Pick out each line containing the string "React" and copy it.
* begin Records supplied *
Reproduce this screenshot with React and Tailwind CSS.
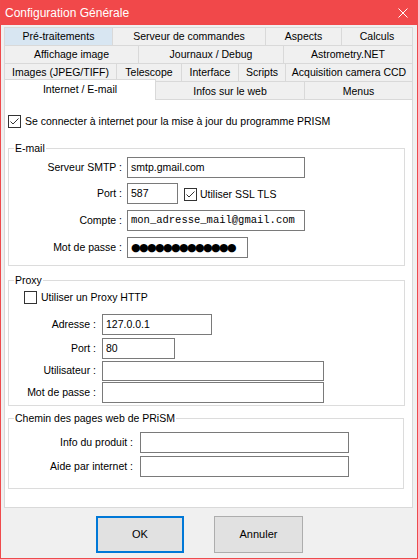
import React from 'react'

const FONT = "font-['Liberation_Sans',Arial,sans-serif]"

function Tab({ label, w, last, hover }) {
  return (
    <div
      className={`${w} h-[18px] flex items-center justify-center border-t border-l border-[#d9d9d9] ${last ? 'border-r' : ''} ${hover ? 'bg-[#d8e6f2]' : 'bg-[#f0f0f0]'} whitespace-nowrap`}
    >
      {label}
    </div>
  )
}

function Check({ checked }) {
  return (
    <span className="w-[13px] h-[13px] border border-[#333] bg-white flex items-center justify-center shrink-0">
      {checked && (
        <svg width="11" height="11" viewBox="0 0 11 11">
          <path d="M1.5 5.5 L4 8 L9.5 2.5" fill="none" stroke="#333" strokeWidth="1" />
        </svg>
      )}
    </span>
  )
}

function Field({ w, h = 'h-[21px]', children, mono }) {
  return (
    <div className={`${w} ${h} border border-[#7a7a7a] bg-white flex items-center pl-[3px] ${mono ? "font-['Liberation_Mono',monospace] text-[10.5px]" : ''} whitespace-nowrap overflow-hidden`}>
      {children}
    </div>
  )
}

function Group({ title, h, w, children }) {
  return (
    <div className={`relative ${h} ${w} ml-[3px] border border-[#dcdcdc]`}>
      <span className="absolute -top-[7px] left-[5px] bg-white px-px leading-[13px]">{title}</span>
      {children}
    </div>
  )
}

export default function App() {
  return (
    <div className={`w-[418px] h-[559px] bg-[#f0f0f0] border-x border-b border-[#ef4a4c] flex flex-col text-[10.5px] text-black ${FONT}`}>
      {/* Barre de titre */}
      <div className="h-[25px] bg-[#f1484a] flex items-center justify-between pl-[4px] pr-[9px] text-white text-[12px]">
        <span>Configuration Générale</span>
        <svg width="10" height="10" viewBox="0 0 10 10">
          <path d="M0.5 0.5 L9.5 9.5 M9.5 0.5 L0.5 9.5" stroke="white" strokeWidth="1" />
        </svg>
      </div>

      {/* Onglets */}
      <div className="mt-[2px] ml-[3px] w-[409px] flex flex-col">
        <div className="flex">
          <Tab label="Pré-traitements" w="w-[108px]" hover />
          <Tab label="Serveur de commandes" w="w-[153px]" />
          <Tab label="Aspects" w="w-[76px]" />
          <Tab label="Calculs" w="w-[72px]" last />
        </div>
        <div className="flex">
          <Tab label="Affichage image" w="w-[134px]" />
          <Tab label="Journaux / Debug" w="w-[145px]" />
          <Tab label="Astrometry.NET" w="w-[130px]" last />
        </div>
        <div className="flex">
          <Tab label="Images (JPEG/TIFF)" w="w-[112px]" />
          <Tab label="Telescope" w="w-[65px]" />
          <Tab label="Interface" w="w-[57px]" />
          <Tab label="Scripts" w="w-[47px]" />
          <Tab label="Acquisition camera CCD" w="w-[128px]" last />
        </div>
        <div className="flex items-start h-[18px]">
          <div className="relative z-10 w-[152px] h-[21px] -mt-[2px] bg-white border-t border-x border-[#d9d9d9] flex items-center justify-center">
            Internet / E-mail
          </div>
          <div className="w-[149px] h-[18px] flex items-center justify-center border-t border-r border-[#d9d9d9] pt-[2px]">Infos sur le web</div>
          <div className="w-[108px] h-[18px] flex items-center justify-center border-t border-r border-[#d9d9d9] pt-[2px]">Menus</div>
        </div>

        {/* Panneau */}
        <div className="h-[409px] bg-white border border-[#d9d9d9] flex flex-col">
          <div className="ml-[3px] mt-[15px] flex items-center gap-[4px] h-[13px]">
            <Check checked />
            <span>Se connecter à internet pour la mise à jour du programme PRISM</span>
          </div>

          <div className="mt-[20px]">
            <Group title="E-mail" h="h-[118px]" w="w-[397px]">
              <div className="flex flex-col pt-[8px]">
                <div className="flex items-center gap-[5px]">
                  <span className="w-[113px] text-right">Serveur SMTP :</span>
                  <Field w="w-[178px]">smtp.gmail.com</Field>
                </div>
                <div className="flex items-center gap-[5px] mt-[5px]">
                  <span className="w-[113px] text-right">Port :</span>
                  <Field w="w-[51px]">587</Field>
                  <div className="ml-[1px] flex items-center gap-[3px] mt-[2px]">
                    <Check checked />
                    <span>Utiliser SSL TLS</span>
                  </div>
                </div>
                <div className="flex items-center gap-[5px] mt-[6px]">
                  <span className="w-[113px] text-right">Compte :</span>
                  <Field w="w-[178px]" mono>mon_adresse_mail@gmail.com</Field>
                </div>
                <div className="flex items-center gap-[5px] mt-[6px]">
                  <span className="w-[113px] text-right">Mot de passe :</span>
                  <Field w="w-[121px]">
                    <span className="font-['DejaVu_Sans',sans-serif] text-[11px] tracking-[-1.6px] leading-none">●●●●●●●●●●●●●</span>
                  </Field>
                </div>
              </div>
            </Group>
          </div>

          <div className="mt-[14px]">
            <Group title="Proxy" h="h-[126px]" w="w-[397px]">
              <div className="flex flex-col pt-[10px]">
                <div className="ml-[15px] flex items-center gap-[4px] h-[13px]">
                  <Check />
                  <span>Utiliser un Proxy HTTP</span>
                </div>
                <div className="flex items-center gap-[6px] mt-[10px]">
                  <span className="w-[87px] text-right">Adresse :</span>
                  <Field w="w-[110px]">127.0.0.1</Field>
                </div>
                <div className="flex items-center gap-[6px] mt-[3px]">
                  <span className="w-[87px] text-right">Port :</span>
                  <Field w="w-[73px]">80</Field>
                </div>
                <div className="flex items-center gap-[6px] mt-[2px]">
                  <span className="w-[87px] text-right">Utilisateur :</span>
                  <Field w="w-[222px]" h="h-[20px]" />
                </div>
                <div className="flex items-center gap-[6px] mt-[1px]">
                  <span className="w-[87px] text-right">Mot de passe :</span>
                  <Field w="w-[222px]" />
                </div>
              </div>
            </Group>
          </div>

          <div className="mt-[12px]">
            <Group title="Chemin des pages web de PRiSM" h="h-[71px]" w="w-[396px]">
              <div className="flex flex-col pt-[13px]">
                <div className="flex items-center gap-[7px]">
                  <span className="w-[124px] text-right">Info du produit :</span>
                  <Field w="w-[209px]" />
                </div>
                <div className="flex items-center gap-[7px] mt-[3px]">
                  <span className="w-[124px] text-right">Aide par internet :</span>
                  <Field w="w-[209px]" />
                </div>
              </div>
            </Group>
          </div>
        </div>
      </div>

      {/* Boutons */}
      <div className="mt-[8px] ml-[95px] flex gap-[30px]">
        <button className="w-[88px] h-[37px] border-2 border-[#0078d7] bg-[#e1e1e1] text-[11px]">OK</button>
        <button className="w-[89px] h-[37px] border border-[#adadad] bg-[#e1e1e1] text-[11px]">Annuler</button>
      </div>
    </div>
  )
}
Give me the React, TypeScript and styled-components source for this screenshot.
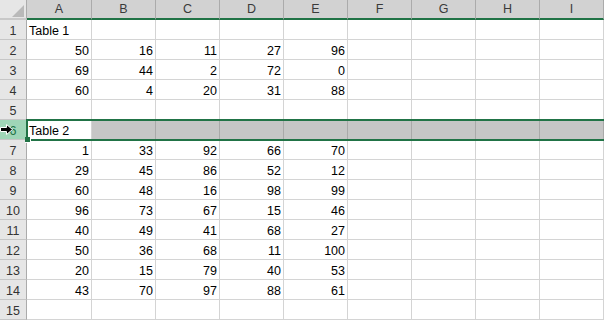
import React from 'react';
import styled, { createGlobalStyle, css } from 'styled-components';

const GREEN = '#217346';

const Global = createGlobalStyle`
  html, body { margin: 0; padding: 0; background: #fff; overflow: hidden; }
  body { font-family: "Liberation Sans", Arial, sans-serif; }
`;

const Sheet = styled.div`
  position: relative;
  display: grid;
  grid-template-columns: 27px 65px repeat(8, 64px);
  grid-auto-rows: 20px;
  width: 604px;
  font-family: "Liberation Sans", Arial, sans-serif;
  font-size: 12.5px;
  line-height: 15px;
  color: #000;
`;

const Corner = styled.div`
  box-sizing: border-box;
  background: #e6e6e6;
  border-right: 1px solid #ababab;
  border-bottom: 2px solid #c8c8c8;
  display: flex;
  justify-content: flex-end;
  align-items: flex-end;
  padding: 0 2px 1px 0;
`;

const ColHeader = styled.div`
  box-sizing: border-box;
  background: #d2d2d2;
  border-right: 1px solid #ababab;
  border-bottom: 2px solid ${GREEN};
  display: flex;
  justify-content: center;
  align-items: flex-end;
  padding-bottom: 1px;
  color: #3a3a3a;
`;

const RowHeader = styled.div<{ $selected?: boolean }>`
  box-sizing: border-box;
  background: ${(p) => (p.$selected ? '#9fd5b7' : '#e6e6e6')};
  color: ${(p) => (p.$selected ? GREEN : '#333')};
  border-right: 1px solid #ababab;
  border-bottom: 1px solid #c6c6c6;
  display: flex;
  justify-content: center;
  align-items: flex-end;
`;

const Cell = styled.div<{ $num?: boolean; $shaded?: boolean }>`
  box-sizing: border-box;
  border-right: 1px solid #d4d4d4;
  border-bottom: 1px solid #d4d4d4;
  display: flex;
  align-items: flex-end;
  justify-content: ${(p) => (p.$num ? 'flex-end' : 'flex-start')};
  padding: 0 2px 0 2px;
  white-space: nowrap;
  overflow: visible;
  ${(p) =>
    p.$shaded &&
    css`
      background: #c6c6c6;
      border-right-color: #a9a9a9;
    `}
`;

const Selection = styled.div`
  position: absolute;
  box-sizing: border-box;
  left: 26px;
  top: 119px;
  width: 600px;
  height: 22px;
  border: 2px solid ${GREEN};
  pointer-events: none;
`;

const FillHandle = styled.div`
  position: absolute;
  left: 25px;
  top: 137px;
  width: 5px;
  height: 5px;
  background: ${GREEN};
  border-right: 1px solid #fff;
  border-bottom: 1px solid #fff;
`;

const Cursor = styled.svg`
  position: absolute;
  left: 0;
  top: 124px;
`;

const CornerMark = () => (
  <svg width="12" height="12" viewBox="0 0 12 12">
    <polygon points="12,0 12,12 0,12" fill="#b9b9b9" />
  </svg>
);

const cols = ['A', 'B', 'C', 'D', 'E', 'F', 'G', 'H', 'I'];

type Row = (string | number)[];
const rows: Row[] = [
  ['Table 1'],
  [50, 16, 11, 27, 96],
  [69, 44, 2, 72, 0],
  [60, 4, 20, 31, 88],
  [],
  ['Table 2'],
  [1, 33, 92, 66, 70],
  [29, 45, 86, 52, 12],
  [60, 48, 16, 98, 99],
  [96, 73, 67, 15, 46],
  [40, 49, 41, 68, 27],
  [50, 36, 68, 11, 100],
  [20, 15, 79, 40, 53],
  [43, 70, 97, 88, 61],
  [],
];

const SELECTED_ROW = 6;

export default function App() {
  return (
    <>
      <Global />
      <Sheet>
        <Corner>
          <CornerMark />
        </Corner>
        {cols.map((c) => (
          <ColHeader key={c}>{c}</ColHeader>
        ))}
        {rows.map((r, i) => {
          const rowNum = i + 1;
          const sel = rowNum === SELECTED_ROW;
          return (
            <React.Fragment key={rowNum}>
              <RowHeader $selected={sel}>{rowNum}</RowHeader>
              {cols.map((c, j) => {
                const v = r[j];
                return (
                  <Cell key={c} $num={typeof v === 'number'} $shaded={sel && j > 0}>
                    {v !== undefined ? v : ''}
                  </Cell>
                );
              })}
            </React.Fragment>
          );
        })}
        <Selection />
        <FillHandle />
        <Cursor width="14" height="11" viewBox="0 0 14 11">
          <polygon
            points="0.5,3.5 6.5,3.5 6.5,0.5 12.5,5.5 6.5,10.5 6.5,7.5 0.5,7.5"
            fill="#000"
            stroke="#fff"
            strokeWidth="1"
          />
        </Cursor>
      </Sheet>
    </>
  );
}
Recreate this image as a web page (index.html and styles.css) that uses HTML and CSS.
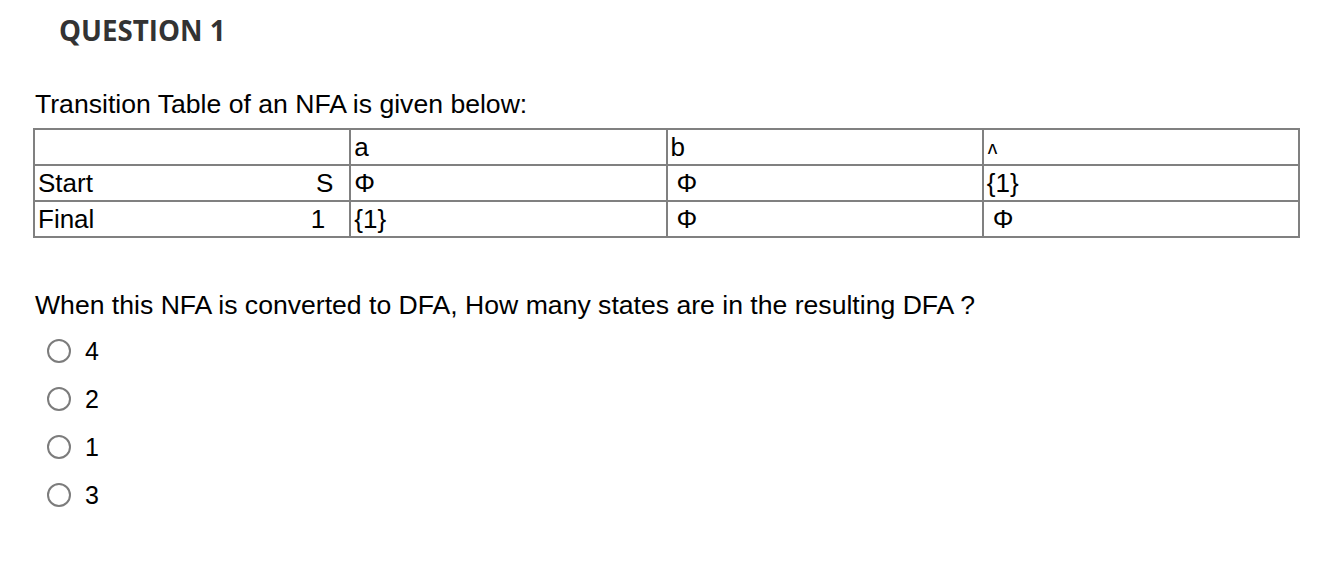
* end Records supplied *
■ **Complete output**:
Reproduce this screenshot with React and Tailwind CSS.
import React from 'react'
Give me the React, TypeScript and styled-components source for this screenshot.
import React from 'react';
            <React.Fragment key={rowNum}>
            </React.Fragment>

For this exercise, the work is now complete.